__What this task involves__: Tally the lines that hold the string "React", and reply with the count alone.

* start Dataset content *

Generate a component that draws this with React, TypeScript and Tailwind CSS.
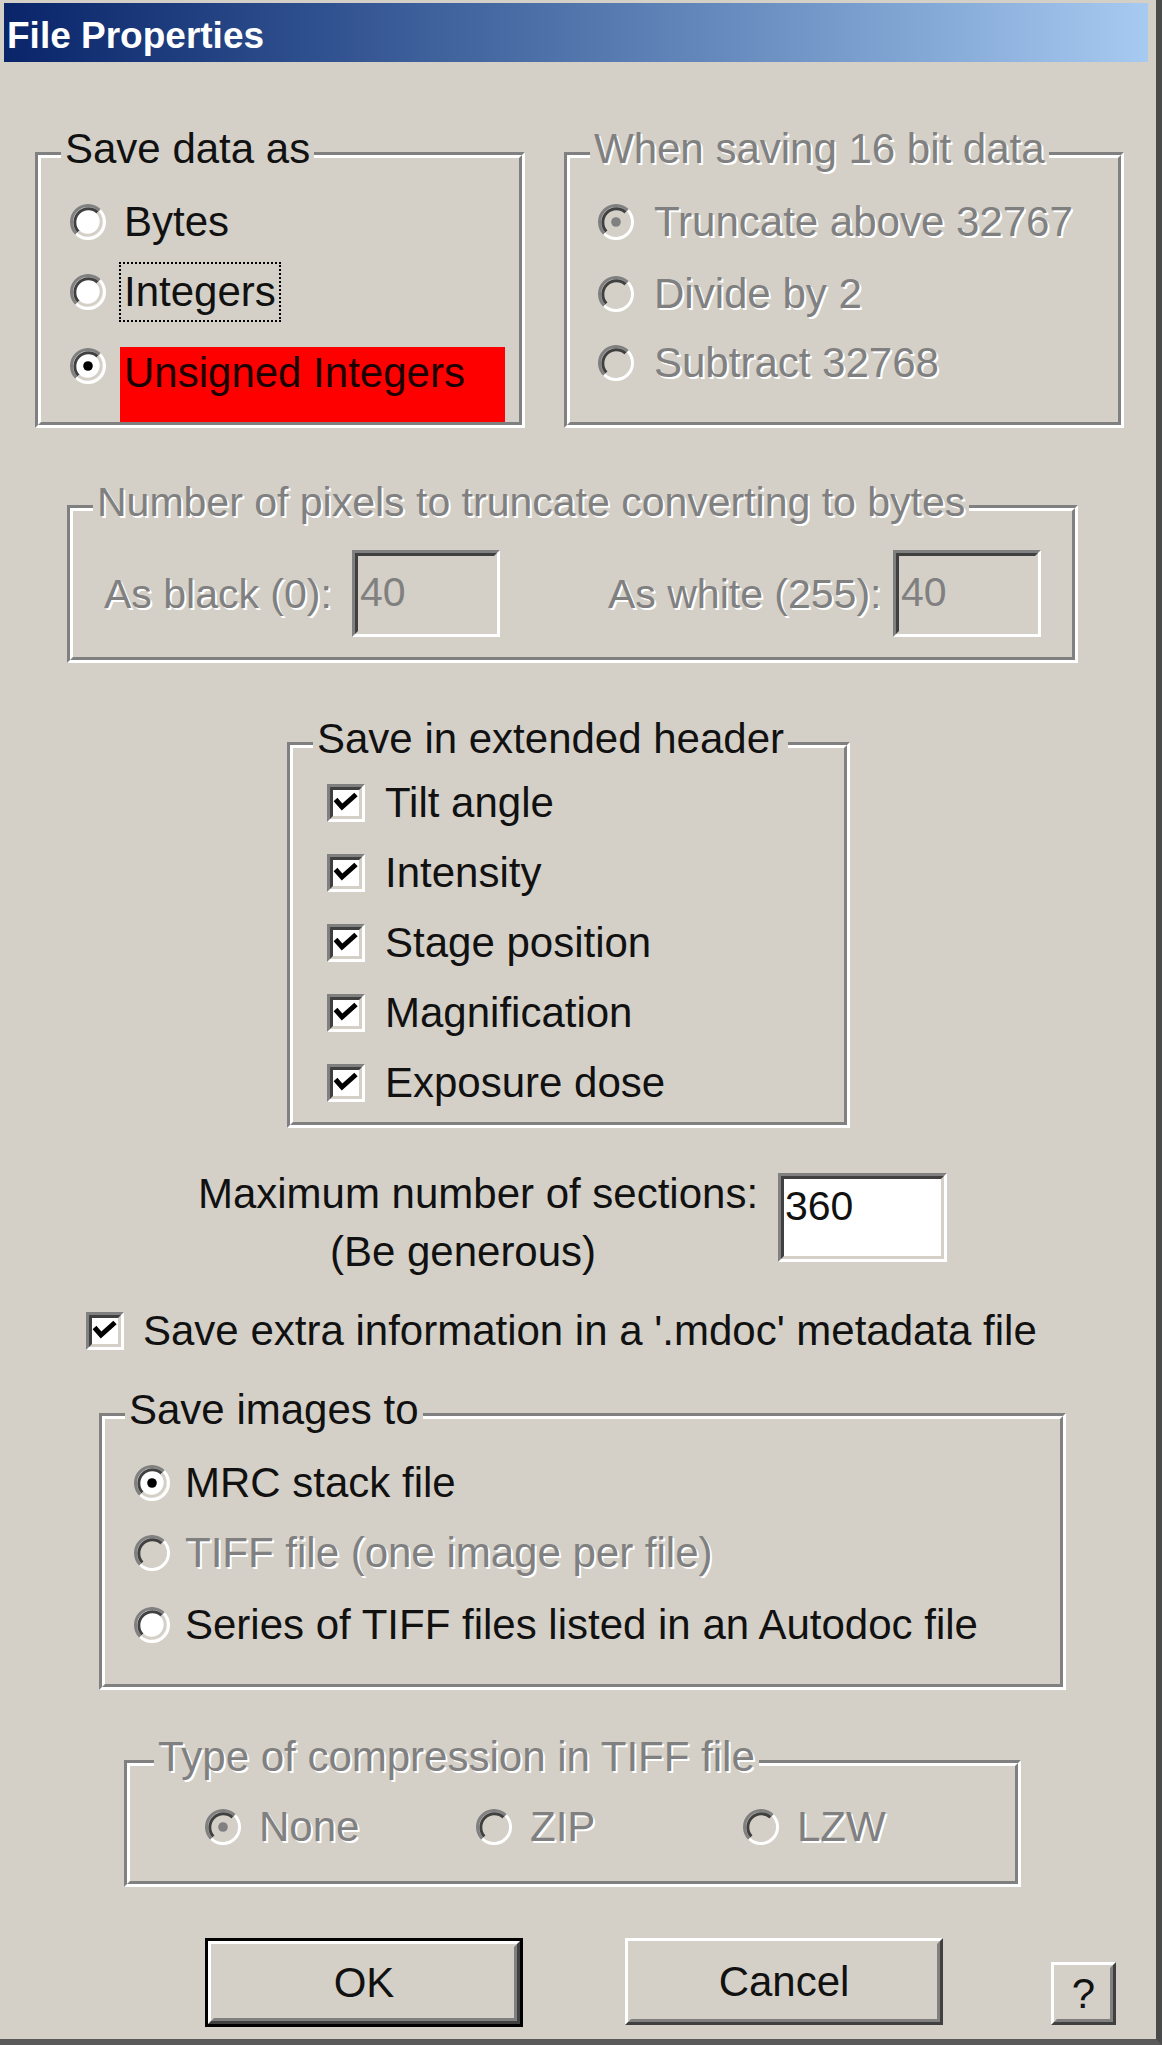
import React from "react";

/** Windows-classic palette */
const DIS = "text-[#808080] [text-shadow:2px_2px_0_#ffffff]";

function Radio({ checked = false, disabled = false }: { checked?: boolean; disabled?: boolean }) {
  return (
    <svg viewBox="0 0 12 12" className="h-[36px] w-[36px] shrink-0">
      <circle cx="6" cy="6" r="5" fill={disabled ? "#d4d0c8" : "#ffffff"} />
      <path d="M2.11 9.89 A5.5 5.5 0 0 1 9.89 2.11" fill="none" stroke="#808080" strokeWidth="1" />
      <path d="M9.89 2.11 A5.5 5.5 0 0 1 2.11 9.89" fill="none" stroke="#ffffff" strokeWidth="1" />
      <path d="M2.82 9.18 A4.5 4.5 0 0 1 9.18 2.82" fill="none" stroke="#404040" strokeWidth="1" />
      <path d="M9.18 2.82 A4.5 4.5 0 0 1 2.82 9.18" fill="none" stroke="#d4d0c8" strokeWidth="1" />
      {checked && <circle cx="6" cy="6" r="1.6" fill={disabled ? "#808080" : "#000000"} />}
    </svg>
  );
}

function CheckBox() {
  return (
    <div className="h-[38px] w-[38px] shrink-0 border-[3px] border-t-[#808080] border-l-[#808080] border-r-white border-b-white">
      <div className="h-full w-full border-[3px] border-t-[#404040] border-l-[#404040] border-r-[#d4d0c8] border-b-[#d4d0c8] bg-white">
        <svg viewBox="0 0 26 26" className="block h-full w-full">
          <path d="M2.5 9.5 L9 17 L23 4.5" stroke="#000" strokeWidth="5" fill="none" />
        </svg>
      </div>
    </div>
  );
}

function GroupBox({
  label,
  disabled,
  className,
  legendLeft = "left-[23px]",
  children,
}: {
  label: string;
  disabled?: boolean;
  className: string;
  legendLeft?: string;
  children?: React.ReactNode;
}) {
  return (
    <div
      className={`relative shrink-0 border-[3px] border-t-[#808080] border-l-[#808080] border-r-white border-b-white ${className}`}
    >
      <div className="h-full border-[3px] border-t-white border-l-white border-r-[#808080] border-b-[#808080]">
        {children}
      </div>
      <span
        className={`absolute -top-[30px] ${legendLeft} whitespace-nowrap bg-[#d4d0c8] px-[4px] leading-[48px] ${disabled ? DIS : ""}`}
      >
        {label}
      </span>
    </div>
  );
}

function Edit({ value, disabled, className }: { value: string; disabled?: boolean; className: string }) {
  return (
    <div
      className={`shrink-0 border-[3px] border-t-[#808080] border-l-[#808080] border-r-white border-b-white ${className}`}
    >
      <div
        className={`h-full border-[3px] border-t-[#404040] border-l-[#404040] border-r-[#d4d0c8] border-b-[#d4d0c8] ${
          disabled ? "bg-[#d4d0c8] pt-[12px] pl-[2px] text-[41px] text-[#808080]" : "bg-white pt-[3px] pl-[1px] text-[41px]"
        }`}
      >
        {value}
      </div>
    </div>
  );
}

function Button({ label, isDefault, className }: { label: string; isDefault?: boolean; className: string }) {
  const face = (
    <div className="h-full border-[3px] border-t-white border-l-white border-r-[#404040] border-b-[#404040]">
      <div className="flex h-full w-full items-center justify-center border-[3px] border-t-[#d4d0c8] border-l-[#d4d0c8] border-r-[#808080] border-b-[#808080]">
        {label}
      </div>
    </div>
  );
  return isDefault ? (
    <div className={`shrink-0 border-[3px] border-black ${className}`}>{face}</div>
  ) : (
    <div className={`shrink-0 ${className}`}>{face}</div>
  );
}

function RadioRow({
  label,
  checked,
  disabled,
  className,
  gap,
}: {
  label: string;
  checked?: boolean;
  disabled?: boolean;
  className: string;
  gap: string;
}) {
  return (
    <div className={`flex h-[40px] items-center ${className}`}>
      <Radio checked={checked} disabled={disabled} />
      <span className={`${gap} whitespace-nowrap ${disabled ? DIS : ""}`}>{label}</span>
    </div>
  );
}

function CheckRow({ label, className }: { label: string; className: string }) {
  return (
    <div className={`flex h-[40px] items-center ${className}`}>
      <CheckBox />
      <span className="ml-[20px] whitespace-nowrap">{label}</span>
    </div>
  );
}

export default function App() {
  return (
    <div className="h-[2045px] w-[1162px] overflow-hidden border-r-[6px] border-b-[6px] border-r-[#4a4a4a] border-b-[#5a5a5a] bg-[#d4d0c8] pt-[3px] pl-[4px] pr-[8px] font-['Liberation_Sans',Arial,sans-serif] text-[42px] leading-[48px] text-[#111]">
      {/* title bar */}
      <div className="flex h-[59px] items-center bg-gradient-to-r from-[#0a246a] to-[#a6caf0] pt-[5px] pl-[3px]">
        <span className="text-[37px] font-bold leading-none text-white">File Properties</span>
      </div>

      {/* top pair of groups */}
      <div className="ml-[31px] mt-[90px] flex">
        <GroupBox label="Save data as" className="h-[276px] w-[490px]">
          <div className="flex flex-col pl-[29px]">
            <RadioRow label="Bytes" className="mt-[44px]" gap="ml-[18px]" />
            <div className="mt-[30px] flex h-[40px] items-center">
              <Radio />
              <span className="ml-[13px] flex h-[60px] items-center border-2 border-dotted border-black px-[3px]">
                Integers
              </span>
            </div>
            <div className="mt-[35px] flex items-start">
              <div className="mt-[1px]">
                <Radio checked />
              </div>
              <div className="ml-[14px] h-[75px] w-[385px] bg-[#ff0000] pt-[2px] pl-[4px] text-[#1a0000]">
                Unsigned Integers
              </div>
            </div>
          </div>
        </GroupBox>

        <GroupBox label="When saving 16 bit data" disabled className="ml-[39px] h-[276px] w-[560px]">
          <div className="flex flex-col pl-[28px]">
            <RadioRow label="Truncate above 32767" checked disabled className="mt-[44px]" gap="ml-[20px]" />
            <RadioRow label="Divide by 2" disabled className="mt-[32px]" gap="ml-[20px]" />
            <RadioRow label="Subtract 32768" disabled className="mt-[29px]" gap="ml-[20px]" />
          </div>
        </GroupBox>
      </div>

      {/* truncation pixels */}
      <GroupBox
        label="Number of pixels to truncate converting to bytes"
        disabled
        className="ml-[63px] mt-[77px] h-[158px] w-[1011px] text-[41px]"
      >
        <div className="mt-[39px] flex items-center pl-[31px]">
          <span className={`w-[248px] whitespace-nowrap ${DIS}`}>As black (0):</span>
          <Edit value="40" disabled className="h-[87px] w-[148px]" />
          <span className={`ml-[108px] w-[285px] whitespace-nowrap ${DIS}`}>As white (255):</span>
          <Edit value="40" disabled className="h-[87px] w-[148px]" />
        </div>
      </GroupBox>

      {/* extended header */}
      <GroupBox label="Save in extended header" className="ml-[283px] mt-[79px] h-[386px] w-[563px]">
        <div className="flex flex-col pl-[34px]">
          <CheckRow label="Tilt angle" className="mt-[35px]" />
          <CheckRow label="Intensity" className="mt-[30px]" />
          <CheckRow label="Stage position" className="mt-[30px]" />
          <CheckRow label="Magnification" className="mt-[30px]" />
          <CheckRow label="Exposure dose" className="mt-[30px]" />
        </div>
      </GroupBox>

      {/* max sections */}
      <div className="ml-[168px] mt-[37px] flex items-start">
        <div className="w-[600px] text-center leading-[58px]">
          <div className="whitespace-nowrap pl-[12px]">Maximum number of sections:</div>
          <div className="whitespace-nowrap pr-[18px]">(Be generous)</div>
        </div>
        <Edit value="360" className="ml-[6px] mt-[8px] h-[89px] w-[169px]" />
      </div>

      {/* mdoc */}
      <div className="ml-[82px] mt-[30px] flex h-[40px] items-center">
        <CheckBox />
        <span className="ml-[19px] whitespace-nowrap">Save extra information in a '.mdoc' metadata file</span>
      </div>

      {/* save images to */}
      <GroupBox label="Save images to" className="ml-[95px] mt-[62px] h-[277px] w-[967px]">
        <div className="flex flex-col pl-[29px]">
          <RadioRow label="MRC stack file" checked className="mt-[44px]" gap="ml-[15px]" />
          <RadioRow label="TIFF file (one image per file)" disabled className="mt-[30px]" gap="ml-[15px]" />
          <RadioRow label="Series of TIFF files listed in an Autodoc file" className="mt-[32px]" gap="ml-[15px]" />
        </div>
      </GroupBox>

      {/* compression */}
      <GroupBox
        label="Type of compression in TIFF file"
        disabled
        legendLeft="left-[27px]"
        className="ml-[120px] mt-[70px] h-[127px] w-[897px]"
      >
        <div className="mt-[41px] flex pl-[75px]">
          <RadioRow label="None" checked disabled className="w-[271px]" gap="ml-[18px]" />
          <RadioRow label="ZIP" disabled className="w-[267px]" gap="ml-[18px]" />
          <RadioRow label="LZW" disabled className="" gap="ml-[18px]" />
        </div>
      </GroupBox>

      {/* buttons */}
      <div className="ml-[201px] mt-[51px] flex items-start">
        <Button label="OK" isDefault className="h-[89px] w-[318px]" />
        <Button label="Cancel" className="ml-[102px] h-[87px] w-[318px]" />
        <Button label="?" className="ml-[108px] mt-[24px] h-[63px] w-[65px]" />
      </div>
    </div>
  );
}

* end Dataset content *

__Expected answer__: 3